Tactic 2: Scrapes in the Mast
In any given year, a surefire spot to find the first scrapes of mid-October is on oak ridge within 100 yards or so of a large corn or soybean field. As the acorns fall, many deer will stage in the oaks in the afternoon to hit the nuts before moving out to the crops after dark.
But this year, with many crops unproductive, most deer won’t head for the fields at all. Rather, they will spend an inordinate amount of time on the ridges and amid the mast.
If from earlier scouting you know of a ridge with trees that will produce even a decent crop of acorns, go there now and set a stand. With other food sources limited and iffy, deer will travel and work those hardwood ridges more than ever. Beginning around Oct. 15, you will find lots of fresh scrapes (and rubs) on a ridge, and it will be a hot travel corridor to hunt.
Tactic 3: Hunt “Rub Draws”
A study in west-central Tennessee by deer researcher Bryan Kinkel found that bucks prefer to rub in two types of terrains—“valleys” and “secondary points.” You know the valleys—draws, hollows, swales, whatever you call them in your part of the world. Kinkel’s research found that swales and draws with brushy ground cover (big bucks love it!) had twice as many rubs than other hollows and valleys with less vegetation. The brushy draws are prime travel lanes and good places for stands all month.
Tactic 4: Hunt the Cold Front
Download the free Realtree Weather app on your phone or tablet, and keep an eye on the weather every day. The two days after the first cold front of October blows through and drops the temperature from, say, 75 or 80 degrees to 50 or 40 is one of the best times all fall to be in a bow stand. Bucks in winter coats that were sluggish in the early fall heat get revved up and finally feel like moving more. The later in October a front hits, the better really; the rut is coming, the bucks feel it, and they walk harder in daylight, scraping and wandering for the first hot does. So when you see the first cold front (dry or rainy) coming, take off work and get your butt in your best stand for at least the next two days.

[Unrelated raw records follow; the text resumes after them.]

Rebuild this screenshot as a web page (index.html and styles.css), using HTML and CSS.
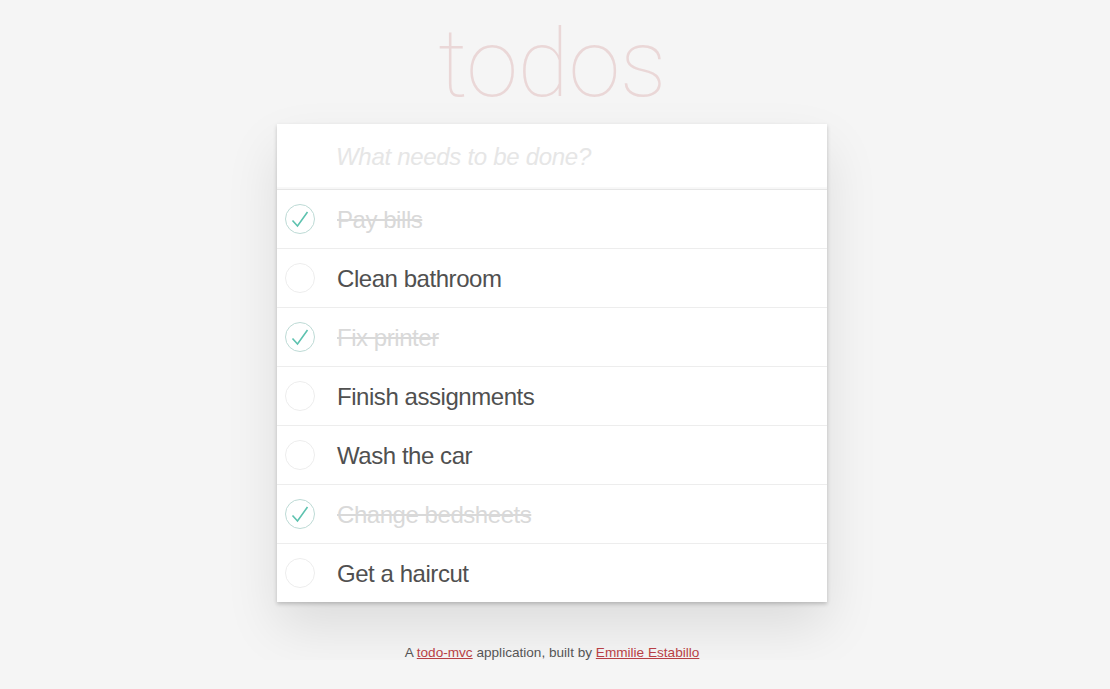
FILE: index.html
```html
<!DOCTYPE html>
<html lang="en">
<head>
<meta charset="utf-8">
<title>todos</title>
<link rel="stylesheet" href="styles.css">
</head>
<body>
<div class="page">
  <section class="todoapp">
    <h1 class="title">todos</h1>
    <div class="card">
      <input class="new-todo" type="text" placeholder="What needs to be done?">
      <ul class="todo-list">
        <li class="item done">
          <svg class="check" width="30" height="30" viewBox="0 0 30 30"><circle cx="15" cy="15" r="14.5" fill="none" stroke="#bddad5" stroke-width="1"/><path d="M7.5 16.5 L12.5 22 L22.5 8" fill="none" stroke="#5dc2af" stroke-width="1.6"/></svg>
          <span class="label">Pay bills</span>
        </li>
        <li class="item">
          <svg class="check" width="30" height="30" viewBox="0 0 30 30"><circle cx="15" cy="15" r="14.5" fill="none" stroke="#ededed" stroke-width="1"/></svg>
          <span class="label">Clean bathroom</span>
        </li>
        <li class="item done">
          <svg class="check" width="30" height="30" viewBox="0 0 30 30"><circle cx="15" cy="15" r="14.5" fill="none" stroke="#bddad5" stroke-width="1"/><path d="M7.5 16.5 L12.5 22 L22.5 8" fill="none" stroke="#5dc2af" stroke-width="1.6"/></svg>
          <span class="label">Fix printer</span>
        </li>
        <li class="item">
          <svg class="check" width="30" height="30" viewBox="0 0 30 30"><circle cx="15" cy="15" r="14.5" fill="none" stroke="#ededed" stroke-width="1"/></svg>
          <span class="label">Finish assignments</span>
        </li>
        <li class="item">
          <svg class="check" width="30" height="30" viewBox="0 0 30 30"><circle cx="15" cy="15" r="14.5" fill="none" stroke="#ededed" stroke-width="1"/></svg>
          <span class="label">Wash the car</span>
        </li>
        <li class="item done">
          <svg class="check" width="30" height="30" viewBox="0 0 30 30"><circle cx="15" cy="15" r="14.5" fill="none" stroke="#bddad5" stroke-width="1"/><path d="M7.5 16.5 L12.5 22 L22.5 8" fill="none" stroke="#5dc2af" stroke-width="1.6"/></svg>
          <span class="label">Change bedsheets</span>
        </li>
        <li class="item">
          <svg class="check" width="30" height="30" viewBox="0 0 30 30"><circle cx="15" cy="15" r="14.5" fill="none" stroke="#ededed" stroke-width="1"/></svg>
          <span class="label">Get a haircut</span>
        </li>
      </ul>
    </div>
  </section>
  <footer class="info">A <a href="#">todo-mvc</a> application, built by <a href="#">Emmilie Estabillo</a></footer>
</div>
</body>
</html>
```

FILE: styles.css
```css
* { box-sizing: border-box; }
html, body { margin: 0; padding: 0; }
body {
  background: #f5f5f5;
  font-family: "Helvetica Neue", Helvetica, "Liberation Sans", Arial, sans-serif;
  color: #4d4d4d;
  -webkit-font-smoothing: antialiased;
}
.page {
  padding-right: 6px;
}
.todoapp {
  width: 550px;
  margin: 0 auto;
}
.title {
  height: 100px;
  margin: 12px 0 12px 0;
  font-family: Roboto, "Liberation Sans", sans-serif;
  font-weight: 100;
  font-size: 94px;
  line-height: 104px;
  letter-spacing: -0.5px;
  text-align: center;
  color: rgba(175, 47, 47, 0.15);
}
.card {
  background: #fff;
  box-shadow: 0 2px 4px rgba(0, 0, 0, 0.2), 0 25px 50px 0 rgba(0, 0, 0, 0.1);
}
.new-todo {
  display: block;
  width: 100%;
  height: 65px;
  margin: 0;
  padding: 16px 16px 16px 59px;
  border: none;
  outline: none;
  background: transparent;
  font-family: inherit;
  font-size: 24px;
  letter-spacing: -0.3px;
  color: #4d4d4d;
  box-shadow: inset 0 -2px 1px rgba(0, 0, 0, 0.03);
}
.new-todo::placeholder {
  font-style: italic;
  font-weight: 300;
  color: #e6e6e6;
}
.todo-list {
  margin: 0;
  padding: 0;
  list-style: none;
  border-top: 1px solid #e6e6e6;
}
.item {
  display: flex;
  align-items: center;
  height: 59px;
  border-bottom: 1px solid #ededed;
}
.item:last-child {
  height: 58px;
  border-bottom: none;
}
.check {
  flex: none;
  margin-left: 8px;
}
.label {
  margin-left: 22px;
  padding-top: 2px;
  font-size: 24px;
  line-height: 28px;
  letter-spacing: -0.45px;
  color: #505050;
}
.done .label {
  color: #d9d9d9;
  text-decoration: line-through;
}
.info {
  margin-top: 43px;
  text-align: center;
  font-size: 13.6px;
  line-height: 15px;
  color: #555;
}
.info a {
  color: #b83f45;
  text-decoration: underline;
}
```
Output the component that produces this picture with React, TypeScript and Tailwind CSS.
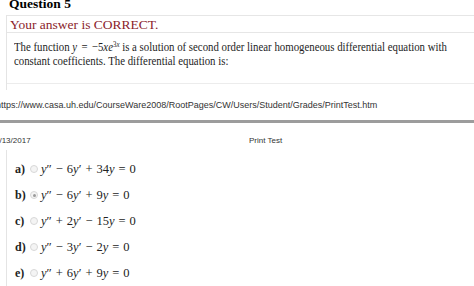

Tactic 5: Love the Full Moon?
Halloween week, the bewitching week, is one of the best times to bowhunt any year, and I think the full moon this Oct. 29 will make it even better. For years I have been working on a radical new theory: The full moon closest to the peak rut is better than the dark moon for big-buck movement. Of course you’ve heard the exact opposite for decades—that the dark moon is better—but I’m changing my thinking on that.
I’m no biologist, but I am a hard-core deer hunter and a keen observer of nature and what goes on in the woods around me. I can’t explain exactly why yet, but no doubt I see a lot—I repeat, a lot—of big deer on the prowl during a full moon phase in late October or early to mid-November. More bucks than during dark moon phases of the rut. I see these bucks early, midday and late in the afternoon; time of day wise, there seems no discernible pattern to the deer movement.
What I can say with reasonable certainty is that if you bowhunt Halloween week, and sit in a well-placed tree stand for as long as you can hack it every day, you have a better than 50/50 chance of seeing—and maybe shooting—a big buck. In this October game, those are darn good odds. Good luck!
Must-Have October Gear
Any time you sit in a stand in October, especially a morning stand in the timber, you ought to grunt every 30 minutes in hopes of striking a buck tingling with the rut feel and starting to move around. If a buck hears you, he might veer over for a look. One of the most realistic-sounding grunt calls I’ve used costs just $7.99; Buck Gardner Trophy Deer Call.
Oct. 20 through early November is the time to set a tarsal lure near your stand. A prowling buck might come to the nasty smell of a rival invading his turf. I hang wicks doused with Mega-Tarsal Plus around my stands.